Era noche cerrada y los pasos de las dos amantes resonaban contra las empedradas callejuelas del pueblo, estrechas y apenas iluminadas.
—No hubo bebé —dijo Mariola al fin—. Después de matar a ese cabrón regresé a casa y cogí todo el dinero que pude encontrar, así como las joyas y el oro que guardaba mi vieja. Esperé a mi madre y le dije lo que le había hecho a mi padre. Ella se asustó. Sin mi padre ella no era nadie, una cobarde, desequilibrada y enferma. Le dije que si lo contaba la mataría a ella también.

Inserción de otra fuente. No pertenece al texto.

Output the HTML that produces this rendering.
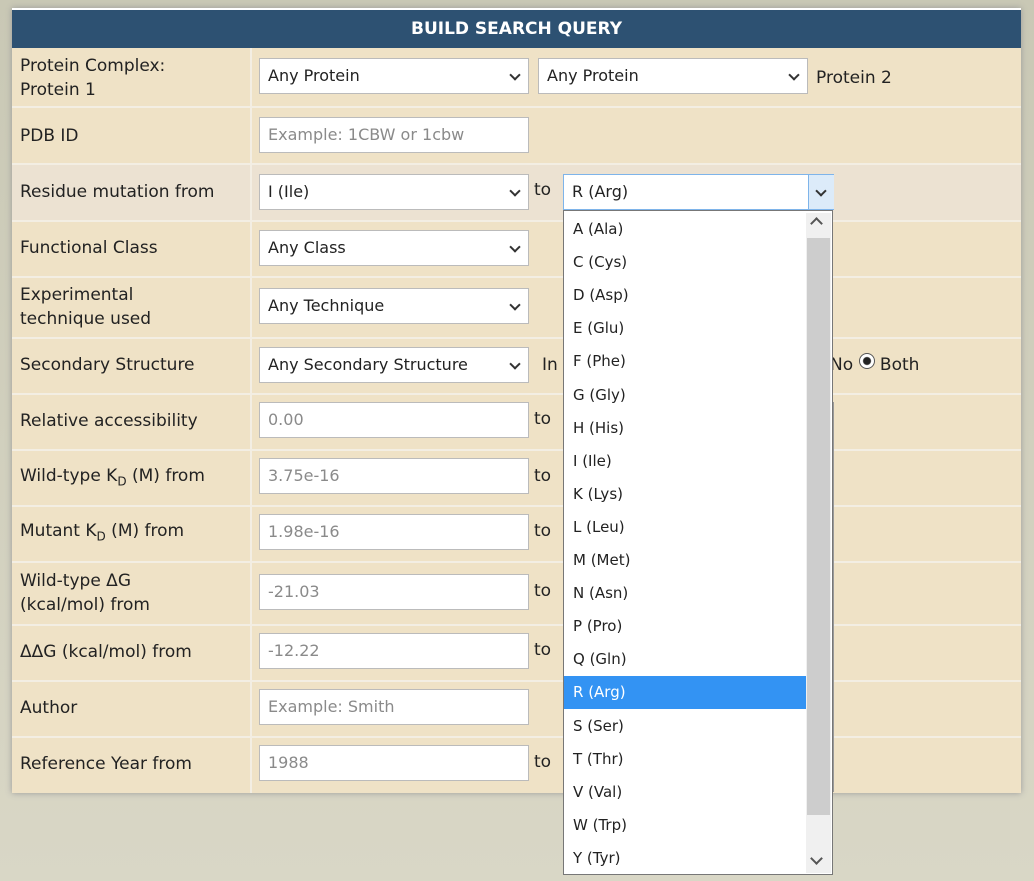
<!DOCTYPE html><html><head><style>
body{margin:0;width:1034px;height:881px;background:linear-gradient(#c9c8b5,#d9d7c6);position:relative;overflow:hidden;font-family:"DejaVu Sans","Liberation Sans",sans-serif;color:#222}
.a{position:absolute}
#panel{left:12px;top:8px;width:1009px;height:785px;background:#efe2c6;box-shadow:0 0 6px #999}
#hd{left:12px;top:8px;width:1009px;height:38px;background:#2d5172;color:#fff;font-weight:bold;font-size:17px;text-align:center;line-height:38px;border-top:2px solid #fff}
.row{position:absolute;left:12px;width:1009px;border-top:2px solid #f3eee3}
.lb{position:absolute;left:20px;font-size:17px;line-height:24px}
.sep{position:absolute;left:250px;width:2px;background:#f3eee3}
.in{position:absolute;height:36px;background:#fff;border:1px solid #bbb;box-sizing:border-box;font-size:16px;line-height:34px;padding-left:8px;color:#222}
.ph{color:#8a8a8a}
.sel::after{content:"";position:absolute;right:9px;top:12px;width:6px;height:6px;border-right:2px solid #333;border-bottom:2px solid #333;transform:rotate(45deg)}
.to{position:absolute;left:534px;font-size:17px}
#dd{left:563px;top:210px;width:270px;height:665px;background:#fff;border:1px solid #777;box-sizing:border-box}
.it{position:absolute;left:0;width:242px;height:33px;font-size:15px;line-height:33px;padding-left:9px;box-sizing:border-box}
</style></head><body>
<div class="a" id="panel"></div>
<div class="a" id="hd">BUILD SEARCH QUERY</div>
<div class="a" style="left:12px;top:164px;width:1009px;height:57px;background:#ece2d2"></div>
<div class="row" style="top:106px"></div><div class="row" style="top:163px"></div><div class="row" style="top:220px"></div><div class="row" style="top:276px"></div><div class="row" style="top:337px"></div><div class="row" style="top:393px"></div><div class="row" style="top:449px"></div><div class="row" style="top:505px"></div><div class="row" style="top:561px"></div><div class="row" style="top:624px"></div><div class="row" style="top:680px"></div><div class="row" style="top:736px"></div>
<div class="sep" style="top:48px;height:745px"></div>

<div class="lb" style="top:54px">Protein Complex:<br>Protein 1</div>
<div class="in sel" style="left:259px;top:58px;width:270px">Any Protein</div>
<div class="in sel" style="left:538px;top:58px;width:270px">Any Protein</div>
<div class="lb" style="left:816px;top:66px">Protein 2</div>

<div class="lb" style="top:124px">PDB ID</div>
<div class="in ph" style="left:259px;top:117px;width:270px">Example: 1CBW or 1cbw</div>

<div class="lb" style="top:180px">Residue mutation from</div>
<div class="in sel" style="left:259px;top:174px;width:270px">I (Ile)</div>
<div class="to" style="top:180px">to</div>
<div class="in" style="left:563px;top:174px;width:271px;border-color:#7eb4ea">R (Arg)</div>
<div class="a sel" style="left:808px;top:175px;width:25px;height:34px;background:#dcebf9;border-left:1px solid #7eb4ea"></div>

<div class="lb" style="top:236px">Functional Class</div>
<div class="in sel" style="left:259px;top:230px;width:270px">Any Class</div>

<div class="lb" style="top:283px">Experimental<br>technique used</div>
<div class="in sel" style="left:259px;top:288px;width:270px">Any Technique</div>

<div class="lb" style="top:353px">Secondary Structure</div>
<div class="in sel" style="left:259px;top:347px;width:270px">Any Secondary Structure</div>
<div class="lb" style="left:542px;top:353px">In</div>
<div class="lb" style="left:830px;top:353px">No <span style="display:inline-block;width:14px;height:14px;border:1px solid #555;border-radius:50%;background:radial-gradient(#222 35%,#fff 45%);vertical-align:1px"></span> Both</div>

<div class="lb" style="top:409px">Relative accessibility</div>
<div class="in ph" style="left:259px;top:402px;width:270px">0.00</div><div class="to" style="top:409px">to</div>

<div class="lb" style="top:464px">Wild-type K<sub style="font-size:12px">D</sub> (M) from</div>
<div class="in ph" style="left:259px;top:458px;width:270px">3.75e-16</div><div class="to" style="top:466px">to</div>

<div class="lb" style="top:519px">Mutant K<sub style="font-size:12px">D</sub> (M) from</div>
<div class="in ph" style="left:259px;top:514px;width:270px">1.98e-16</div><div class="to" style="top:521px">to</div>

<div class="lb" style="top:569px">Wild-type ΔG<br>(kcal/mol) from</div>
<div class="in ph" style="left:259px;top:574px;width:270px">-21.03</div><div class="to" style="top:581px">to</div>

<div class="lb" style="top:640px">ΔΔG (kcal/mol) from</div>
<div class="in ph" style="left:259px;top:633px;width:270px">-12.22</div><div class="to" style="top:640px">to</div>

<div class="lb" style="top:696px">Author</div>
<div class="in ph" style="left:259px;top:689px;width:270px">Example: Smith</div>

<div class="lb" style="top:752px">Reference Year from</div>
<div class="in ph" style="left:259px;top:745px;width:270px">1988</div><div class="to" style="top:752px">to</div>

<div class="a" style="left:831px;top:402px;width:3px;height:390px;background:#999"></div>

<div class="a" id="dd">
<div class="a" style="left:242px;top:2px;width:25px;height:660px;background:#f0f0f0"></div>
<div class="a" style="left:243px;top:27px;width:23px;height:577px;background:#cdcdcd"></div>
<div class="a" style="left:248px;top:8px;width:7px;height:7px;border-left:2px solid #555;border-top:2px solid #555;transform:rotate(45deg)"></div>
<div class="a" style="left:248px;top:643px;width:7px;height:7px;border-right:2px solid #555;border-bottom:2px solid #555;transform:rotate(45deg)"></div>
<div class="it" style="top:2px">A (Ala)</div><div class="it" style="top:35px">C (Cys)</div><div class="it" style="top:68px">D (Asp)</div><div class="it" style="top:101px">E (Glu)</div><div class="it" style="top:134px">F (Phe)</div><div class="it" style="top:168px">G (Gly)</div><div class="it" style="top:201px">H (His)</div><div class="it" style="top:234px">I (Ile)</div><div class="it" style="top:267px">K (Lys)</div><div class="it" style="top:300px">L (Leu)</div><div class="it" style="top:333px">M (Met)</div><div class="it" style="top:366px">N (Asn)</div><div class="it" style="top:399px">P (Pro)</div><div class="it" style="top:432px">Q (Gln)</div><div class="it" style="top:465px;background:#3393f3;color:#fff">R (Arg)</div><div class="it" style="top:499px">S (Ser)</div><div class="it" style="top:532px">T (Thr)</div><div class="it" style="top:565px">V (Val)</div><div class="it" style="top:598px">W (Trp)</div><div class="it" style="top:631px">Y (Tyr)</div>
</div>
</body></html>
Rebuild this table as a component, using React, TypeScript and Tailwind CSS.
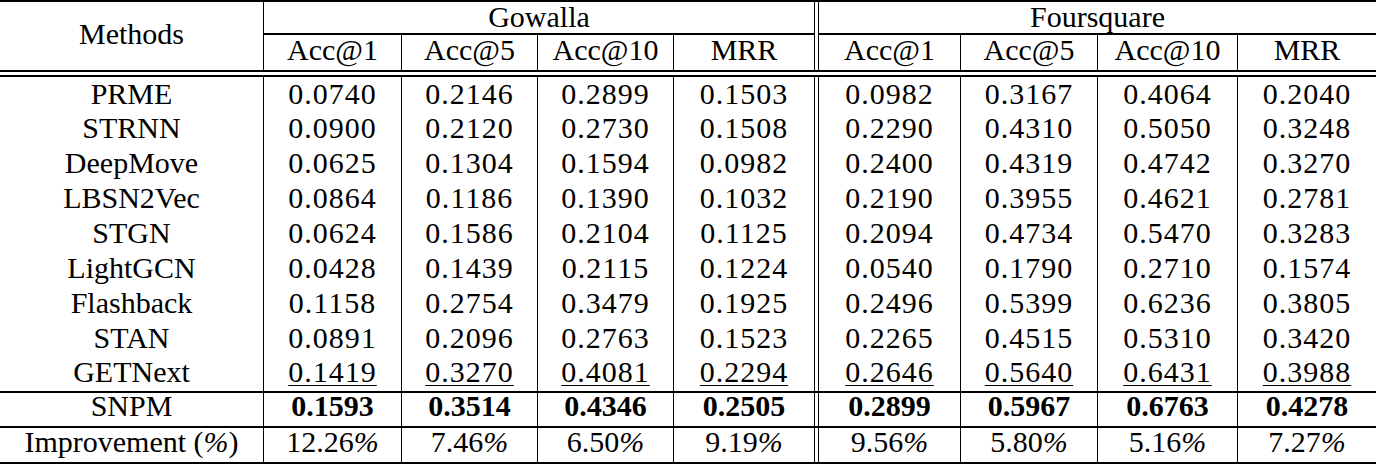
import React from 'react'

type Row = { name: string; gow: string[]; fsq: string[] }

const ROWS: Row[] = [
  { name: 'PRME', gow: ['0.0740', '0.2146', '0.2899', '0.1503'], fsq: ['0.0982', '0.3167', '0.4064', '0.2040'] },
  { name: 'STRNN', gow: ['0.0900', '0.2120', '0.2730', '0.1508'], fsq: ['0.2290', '0.4310', '0.5050', '0.3248'] },
  { name: 'DeepMove', gow: ['0.0625', '0.1304', '0.1594', '0.0982'], fsq: ['0.2400', '0.4319', '0.4742', '0.3270'] },
  { name: 'LBSN2Vec', gow: ['0.0864', '0.1186', '0.1390', '0.1032'], fsq: ['0.2190', '0.3955', '0.4621', '0.2781'] },
  { name: 'STGN', gow: ['0.0624', '0.1586', '0.2104', '0.1125'], fsq: ['0.2094', '0.4734', '0.5470', '0.3283'] },
  { name: 'LightGCN', gow: ['0.0428', '0.1439', '0.2115', '0.1224'], fsq: ['0.0540', '0.1790', '0.2710', '0.1574'] },
  { name: 'Flashback', gow: ['0.1158', '0.2754', '0.3479', '0.1925'], fsq: ['0.2496', '0.5399', '0.6236', '0.3805'] },
  { name: 'STAN', gow: ['0.0891', '0.2096', '0.2763', '0.1523'], fsq: ['0.2265', '0.4515', '0.5310', '0.3420'] },
]

const SECOND: Row = { name: 'GETNext', gow: ['0.1419', '0.3270', '0.4081', '0.2294'], fsq: ['0.2646', '0.5640', '0.6431', '0.3988'] }
const OURS: Row = { name: 'SNPM', gow: ['0.1593', '0.3514', '0.4346', '0.2505'], fsq: ['0.2899', '0.5967', '0.6763', '0.4278'] }
const IMPROVE = { gow: ['12.26', '7.46', '6.50', '9.19'], fsq: ['9.56', '5.80', '5.16', '7.27'] }

const METRICS = ['Acc@1', 'Acc@5', 'Acc@10', 'MRR']

const cell = 'text-center whitespace-nowrap overflow-visible'

function Pct() {
  return <span className="italic">%</span>
}

// four cells of one dataset, ruled between them
function Group({ values, rowCls, render }: { values: string[]; rowCls: string; render: (v: string) => React.ReactNode }) {
  return (
    <>
      {values.map((v, i) => (
        <div key={i} className={`${cell} ${rowCls} ${i > 0 ? 'border-l border-black' : ''}`}>
          {render(v)}
        </div>
      ))}
    </>
  )
}

function Spacer({ rowCls }: { rowCls: string }) {
  return <div className={`border-x border-black ${rowCls}`} />
}

function DataRow({ row, rowCls, render }: { row: Row; rowCls: string; render: (v: string) => React.ReactNode }) {
  return (
    <>
      <div className={`${cell} ${rowCls} border-r border-black`}>{row.name}</div>
      <Group values={row.gow} rowCls={rowCls} render={render} />
      <Spacer rowCls={rowCls} />
      <Group values={row.fsq} rowCls={rowCls} render={render} />
    </>
  )
}

export default function App() {
  const plain = (v: string) => <span className="tracking-[1px]">{v}</span>

  return (
    <div className="w-[1376px] h-[467px] bg-white overflow-hidden text-black text-[30px] font-['Liberation_Serif',serif]">
      <div className="grid grid-cols-[264px_137px_136px_136px_141px_5px_141px_137px_140px_139px] grid-rows-[35px_35px_7px_35px_35px_35px_35px_35px_35px_35px_35px_36px_35px_36px]">
        {/* header */}
        <div className="row-span-2 flex items-center justify-center pb-1 leading-[32px] border-t-2 border-r border-black">
          Methods
        </div>
        <div className={`${cell} col-span-4 leading-[30px] border-y-2 border-black`}>Gowalla</div>
        <div className="row-span-2 border-t-2 border-x border-black" />
        <div className={`${cell} col-span-4 leading-[30px] border-y-2 border-black`}>Foursquare</div>
        {METRICS.map((m, i) => (
          <div key={'g' + m} className={`${cell} leading-[29px] ${i > 0 ? 'border-l border-black' : ''}`}>
            {m}
          </div>
        ))}
        {METRICS.map((m, i) => (
          <div key={'f' + m} className={`${cell} leading-[29px] ${i > 0 ? 'border-l border-black' : ''}`}>
            {m}
          </div>
        ))}
        <div className="col-span-10 border-y-2 border-black" />

        {/* baselines */}
        {ROWS.map((r, i) => (
          <DataRow key={r.name} row={r} rowCls={i === 0 ? 'leading-[33px]' : 'leading-[31px]'} render={plain} />
        ))}
        <DataRow
          row={SECOND}
          rowCls="leading-[30px] border-b-2 border-black"
          render={(v) => <span className="tracking-[1px] underline decoration-1 underline-offset-[3px]">{v}</span>}
        />

        {/* ours */}
        <DataRow row={OURS} rowCls="leading-[26px] border-b-2 border-black" render={(v) => <b className="font-bold">{v}</b>} />

        {/* improvement */}
        <div className={`${cell} leading-[28px] border-b-2 border-r border-black`}>
          Improvement (<Pct />)
        </div>
        <Group values={IMPROVE.gow} rowCls="leading-[28px] border-b-2 border-black" render={(v) => <>{v}<Pct /></>} />
        <Spacer rowCls="border-b-2" />
        <Group values={IMPROVE.fsq} rowCls="leading-[28px] border-b-2 border-black" render={(v) => <>{v}<Pct /></>} />
      </div>
    </div>
  )
}
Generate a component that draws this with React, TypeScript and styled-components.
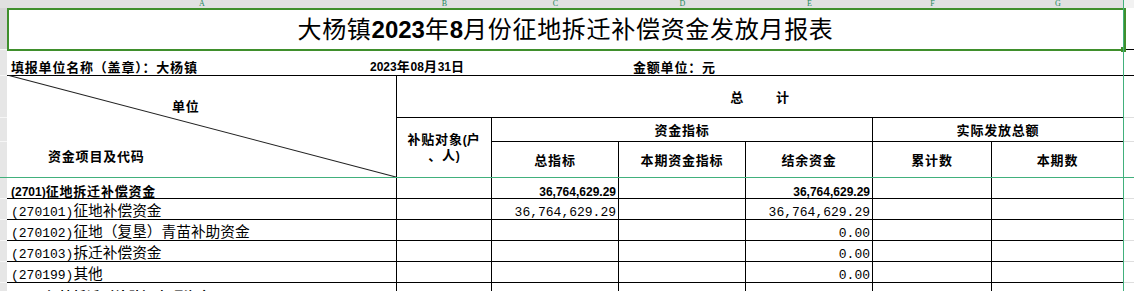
import React from "react";
import styled, { createGlobalStyle, css } from "styled-components";

const GlobalStyle = createGlobalStyle`
  html, body { margin: 0; padding: 0; background: #ffffff; overflow: hidden; }
  body { font-family: "Noto Sans CJK SC", "Liberation Sans", sans-serif; color: #000; }
`;

const COLS = ["7px", "390px", "95px", "127px", "127px", "127px", "119px", "132px", "1fr"];
const ROWS = ["8px", "42px", "26px", "42px", "24px", "36px", "21px", "21px", "21px", "21px", "21px", "21px"];

const GREEN = "#3f8f2c";
const FREEZE = "#41b07c";

type Place = { $c: number; $r: number; $cs?: number; $rs?: number };

const place = css<Place>`
  grid-column: ${(p) => p.$c} / span ${(p) => p.$cs ?? 1};
  grid-row: ${(p) => p.$r} / span ${(p) => p.$rs ?? 1};
  box-sizing: border-box;
  min-width: 0;
`;

const Sheet = styled.div`
  position: relative;
  width: 1134px;
  height: 291px;
  overflow: hidden;
  display: grid;
  grid-template-columns: ${COLS.join(" ")};
  grid-template-rows: ${ROWS.join(" ")};
`;

/* ---------- spreadsheet chrome ---------- */

const ColLetter = styled.div<Place & { $spare?: boolean }>`
  ${place};
  background: ${(p) => (p.$spare ? "#f2f2f2" : "#e1e1e1")};
  display: flex;
  justify-content: center;
  align-items: flex-end;
  font-family: "Liberation Serif", serif;
  font-size: 8px;
  line-height: 8px;
  color: #23875a;
`;

const LetterGlyph = styled.span`
  display: block;
`;

const RowNum = styled.div<Place & { $active?: boolean }>`
  ${place};
  background: ${(p) => (p.$active ? "#d5d5d5" : "#e6e6e6")};
  border-bottom: 1px solid #f6f6f6;
`;

const SpareCell = styled.div<Place & { $strong?: boolean }>`
  ${place};
  border-bottom: 1px solid ${(p) => (p.$strong ? "#000" : "#dedede")};
`;

const FreezeV = styled.div`
  position: absolute;
  left: 1123px;
  top: 0;
  bottom: 0;
  width: 1px;
  background: ${FREEZE};
  z-index: 4;
`;

const FreezeH = styled.div`
  position: absolute;
  top: 177px;
  left: 0;
  right: 0;
  height: 1px;
  background: ${FREEZE};
  z-index: 4;
`;

/* ---------- text runs ---------- */

type Variant = "title" | "bold" | "regular";

const Latin = styled.span<{ $v: Variant }>`
  ${(p) =>
    p.$v === "title"
      ? css`
          font-family: "Liberation Sans", Arial, sans-serif;
          font-weight: 700;
          font-size: 24px;
        `
      : p.$v === "bold"
      ? css`
          font-family: "Liberation Sans", Arial, sans-serif;
          font-weight: 700;
          font-size: 12px;
        `
      : css`
          font-family: "Liberation Mono", monospace;
          font-weight: 400;
          font-size: 13px;
        `}
`;

const Han = styled.span<{ $v: Variant }>`
  font-family: "Noto Sans CJK SC", sans-serif;
  ${(p) =>
    p.$v === "title"
      ? css`
          font-weight: 400;
          font-size: 24px;
          letter-spacing: 0.7px;
        `
      : p.$v === "bold"
      ? css`
          font-weight: 700;
          font-size: 13px;
          letter-spacing: 0.8px;
        `
      : css`
          font-weight: 400;
          font-size: 14.7px;
        `}
`;

const Text = styled.span`
  display: block;
  white-space: nowrap;
  font-size: 12px;
  line-height: 1;
`;

function Mixed({ text, v }: { text: string; v: Variant }) {
  const parts = text.match(/[\x00-\x7F]+|[^\x00-\x7F]+/g) ?? [];
  return (
    <Text>
      {parts.map((part, i) =>
        /^[\x00-\x7F]/.test(part) ? (
          <Latin key={i} $v={v}>
            {part}
          </Latin>
        ) : (
          <Han key={i} $v={v}>
            {part}
          </Han>
        )
      )}
    </Text>
  );
}

/* ---------- report cells ---------- */

const TitleCell = styled.div<Place>`
  ${place};
  position: relative;
  display: flex;
  align-items: center;
  justify-content: center;
  border-bottom: 1px solid #000;
  &::after {
    content: "";
    position: absolute;
    left: 0;
    top: 0;
    right: -2px;
    bottom: -2px;
    border: 2px solid ${GREEN};
    pointer-events: none;
    z-index: 2;
  }
  &::before {
    content: "";
    position: absolute;
    right: -2px;
    bottom: -3px;
    width: 5px;
    height: 5px;
    background: ${GREEN};
    z-index: 3;
  }
`;

const InfoBar = styled.div<Place>`
  ${place};
  display: grid;
  grid-template-columns: 359px 263px auto;
  align-items: end;
  padding: 0 0 2px 4px;
  border-bottom: 1px solid #000;
`;

type Align = "left" | "center" | "right";
const justify: Record<Align, string> = { left: "flex-start", center: "center", right: "flex-end" };

const TableCell = styled.div<Place & { $align?: Align; $middle?: boolean }>`
  ${place};
  display: flex;
  justify-content: ${(p) => justify[p.$align ?? "left"]};
  align-items: ${(p) => (p.$middle ? "center" : "flex-end")};
  padding: ${(p) => (p.$middle ? "0 2px" : "0 2px 0 4px")};
  border-right: 1px solid #000;
  border-bottom: 1px solid #000;
`;

const DiagCell = styled.div<Place>`
  ${place};
  position: relative;
  display: flex;
  flex-direction: column;
  justify-content: space-between;
  padding: 23px 0 15px 0;
  border-right: 1px solid #000;
  border-bottom: 1px solid #000;
`;

const DiagLine = styled.svg`
  position: absolute;
  inset: -1px 0 0 0;
  width: 100%;
  height: calc(100% + 1px);
  pointer-events: none;
`;

const DiagLabel = styled.div<{ $indent: number }>`
  padding-left: ${(p) => p.$indent}px;
`;

const SpacedPair = styled.div`
  display: flex;
  gap: 32px;
`;

const StackedLines = styled.div`
  display: flex;
  flex-direction: column;
  align-items: center;
  gap: 1px;
  & > span {
    line-height: 1.1;
  }
`;

/* ---------- data ---------- */

type Row = { label: string; bold?: boolean; c?: string; e?: string };

const DATA: Row[] = [
  { label: "(2701)征地拆迁补偿资金", bold: true, c: "36,764,629.29", e: "36,764,629.29" },
  { label: "(270101)征地补偿资金", c: "36,764,629.29", e: "36,764,629.29" },
  { label: "(270102)征地（复垦）青苗补助资金", e: "0.00" },
  { label: "(270103)拆迁补偿资金", e: "0.00" },
  { label: "(270199)其他", e: "0.00" },
  { label: "(2702)征地拆迁（补助）专项资金", bold: true, e: "0.00" },
];

const LETTERS = ["A", "B", "C", "D", "E", "F", "G"];

export default function App() {
  const firstDataRow = 7;
  return (
    <>
      <GlobalStyle />
      <Sheet>
        {/* column header bar */}
        <ColLetter $c={1} $r={1} />
        {LETTERS.map((l, i) => (
          <ColLetter key={l} $c={i + 2} $r={1}>
            <LetterGlyph>{l}</LetterGlyph>
          </ColLetter>
        ))}
        <ColLetter $c={9} $r={1} $spare />

        {/* row number strip */}
        {ROWS.slice(1).map((_, i) => (
          <RowNum key={i} $c={1} $r={i + 2} $active={i === 0} />
        ))}

        {/* title */}
        <TitleCell $c={2} $r={2} $cs={7}>
          <Mixed v="title" text="大杨镇2023年8月份征地拆迁补偿资金发放月报表" />
        </TitleCell>
        <SpareCell $c={9} $r={2} $strong />

        {/* info line */}
        <InfoBar $c={2} $r={3} $cs={8}>
          <Mixed v="bold" text="填报单位名称（盖章）：大杨镇" />
          <Mixed v="bold" text="2023年08月31日" />
          <Mixed v="bold" text="金额单位：元" />
        </InfoBar>

        {/* header block */}
        <DiagCell $c={2} $r={4} $rs={3}>
          <DiagLine viewBox="0 0 100 100" preserveAspectRatio="none">
            <line x1="0" y1="0" x2="100" y2="100" stroke="#222" strokeWidth="1.1" vectorEffect="non-scaling-stroke" />
          </DiagLine>
          <DiagLabel $indent={165}>
            <Mixed v="bold" text="单位" />
          </DiagLabel>
          <DiagLabel $indent={41}>
            <Mixed v="bold" text="资金项目及代码" />
          </DiagLabel>
        </DiagCell>

        <TableCell $c={3} $r={4} $cs={6} $align="center" $middle>
          <SpacedPair>
            <Mixed v="bold" text="总" />
            <Mixed v="bold" text="计" />
          </SpacedPair>
        </TableCell>
        <SpareCell $c={9} $r={4} />

        <TableCell $c={3} $r={5} $rs={2} $align="center" $middle>
          <StackedLines>
            <Mixed v="bold" text="补贴对象(户" />
            <Mixed v="bold" text="、人)" />
          </StackedLines>
        </TableCell>
        <TableCell $c={4} $r={5} $cs={3} $align="center" $middle>
          <Mixed v="bold" text="资金指标" />
        </TableCell>
        <TableCell $c={7} $r={5} $cs={2} $align="center" $middle>
          <Mixed v="bold" text="实际发放总额" />
        </TableCell>
        <SpareCell $c={9} $r={5} />

        {["总指标", "本期资金指标", "结余资金", "累计数", "本期数"].map((h, i) => (
          <TableCell key={h} $c={i + 4} $r={6} $align="center" $middle>
            <Mixed v="bold" text={h} />
          </TableCell>
        ))}
        <SpareCell $c={9} $r={6} />

        {/* data rows */}
        {DATA.map((row, i) => {
          const r = firstDataRow + i;
          const v: Variant = row.bold ? "bold" : "regular";
          return (
            <React.Fragment key={row.label}>
              <TableCell $c={2} $r={r}>
                <Mixed v={v} text={row.label} />
              </TableCell>
              <TableCell $c={3} $r={r} />
              <TableCell $c={4} $r={r} $align="right">
                {row.c && <Mixed v={v} text={row.c} />}
              </TableCell>
              <TableCell $c={5} $r={r} />
              <TableCell $c={6} $r={r} $align="right">
                {row.e && <Mixed v={v} text={row.e} />}
              </TableCell>
              <TableCell $c={7} $r={r} />
              <TableCell $c={8} $r={r} />
              <SpareCell $c={9} $r={r} />
            </React.Fragment>
          );
        })}

        <FreezeV />
        <FreezeH />
      </Sheet>
    </>
  );
}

Mariola giró la cabeza para mirar a Rosa sin dejar de caminar.
—Y no mentía. Lo hubiera hecho, Rosa… Deseaba hacerlo. Me largué del pueblo y en la capital encontré un sitio donde me quitaron… Me quitaron eso que había puesto mi padre dentro de mí.
—¿Y la policía?
—Supongo que la vieja les contó un versión más o menos parecida a lo que yo te escribí, pero sin hospitales ni médicos. Ella sabía que si contaba lo que me habían hecho la encerrarían.
—¿Y la policía no…? —comenzó Rosa, pero Mariola la interrumpió con delicadeza, apoyando una mano en su brazo.
—En otro momento Rosa. Te lo contaré todo, si quieres, pero no ahora.
Habían llegado al Hostal, uno de los pocos edificios modernos que había en el pueblo. En ese momento Rosa deseó que Mariola la invitase a subir a su habitación, pero en cambio Mariola rebuscó en su bolso y le dio una tarjeta, luego la abrazó y le habló al oído.
—Me quedaré una semana más. Estaré por aquí por si cambias de opinión.
Luego la besó con suavidad en la mejilla y entró en el portal.
Rosa, profundamente conmovida, leyó la sencilla tarjeta. Había un correo electrónico, un número de teléfono y un nombre: «María Ola, Novelist & Writer ».